Como persona alegre e inteligente que era detestaba a los mamertos. Por eso celebró con una rumba su expulsión definitiva del Partido Comunista y con los libertarios que le secundaban sus locuras decidió formar rancho aparte y empezar a anunciar en el periódico, como si de un purgante se tratase, el lanzamiento del M-19, el movimiento guerrillero que se había inventado.
Su aparición en la vida pública no pudo ser más espectacular: robar la espada de Bolívar. En la aburrida Colombia de los años setenta, Bateman era una bocanada de aire fresco para los medios de comunicación que gozaban con sus salidas. Enrique Santos lo conoció cuando estaba al frente de Alternativa y fue inevitable, como solía suceder con todos aquellos que lo conocían, enamorarse de él. Lo mismo le sucedió a Julio Sánchez Cristo cuando le hizo cámara a Juan Guillermo Ríos en una entrevista cerca a Panamá en donde Jaime exigía de nuevo un diálogo que llevara a Colombia a la paz verdadera, a la de la justicia social.
El flaco era alto, dicharachero y cojo. Su pierna izquierda fue atropellada por un carro cuando era un niño. Nunca sanó completamente. Le dolía y a veces de la herida le salía pus. Jaime nunca se quejaba aunque a veces la fiebre lo tumbara en una cama en donde soñaba con serpientes pero después del sudor venía la tranquilidad y él volvía a ser el mismo y entonces todo volvía a iluminarse y él decía que iba a hacer la revolución para que desapareciera la burocracia y la infelicidad. Ideológicamente estaba más cerca de Fidel que de Torrijos, aunque fue más amigo de este último simple y llanamente porque tenían la misma personalidad. Para Bateman la revolución no era más que una fiesta en donde los ricos tendrían que acostumbrarse a dar un poco de lo que tenían a los que más lo necesitaban, pero hasta ellos estarían invitados al baile.
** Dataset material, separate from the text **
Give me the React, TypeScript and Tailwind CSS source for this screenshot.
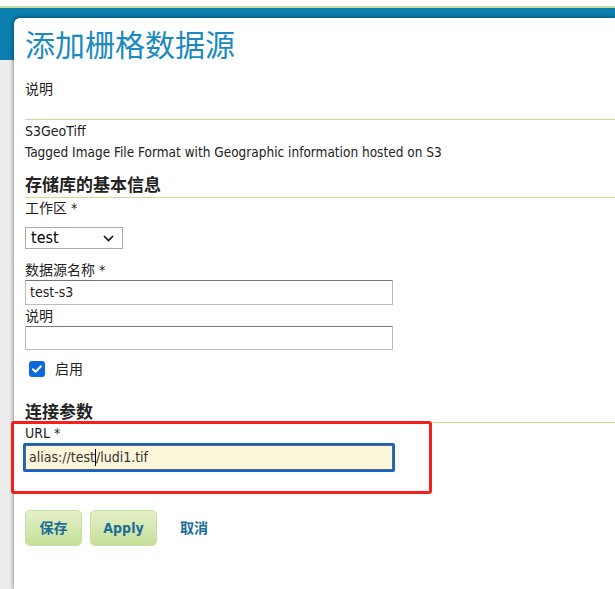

Qué lejos está la imagen del comandante del M-19 de los oscuros y aburridos marxistas que están sentados en La Habana. A Jaime el país lo amaba, lo gozaba. No importa si aparecía en camuflado o su nombre se asociara a operaciones militares como la toma a la embajada de República Dominicana, al robo de armas del Cantón Norte, a secuestros y hasta ajusticiamientos, su lenguaje claro, directo, le hacía entender al país que estas acciones, por más horribles que fueran, eran necesarias si se buscaba la equidad. No era Tirofijo, Timochenko o el Mono Jojoy. Era un Caribe dispuesto a jugarse el pellejo hasta el final no por sus propios ideales, sino por una misión que la historia le había encomendado: la de liberar un continente.
A Gadafi, quien lo conoció días antes de su muerte, le impactó el brillo que el flaco tenía en sus ojos. “Así debió ser Bolívar”, cuentan que le dijo a sus asesores.
Murió a los 43 años en un accidente aéreo. Mucho se ha especulado sobre las condiciones de esa avioneta pero nada se pudo comprobar. A sus Sanchos, Toledo Plata y Pizarro, las fuerzas oscuras los sacaron del camino. La opinión pública ahora condena a todo aquel que se haga llamar guerrillero. La verdad sea dicha el Estado ha cumplido bien su trabajo: mató a los mejores hombres que tuvo la izquierda. Lo que queda en La Habana tan solo es el bagazo, mamertos grises de discurso anacrónico que nadie quiere oír.
En cambio El flaco… él sí era diferente, él sí que enamoraba.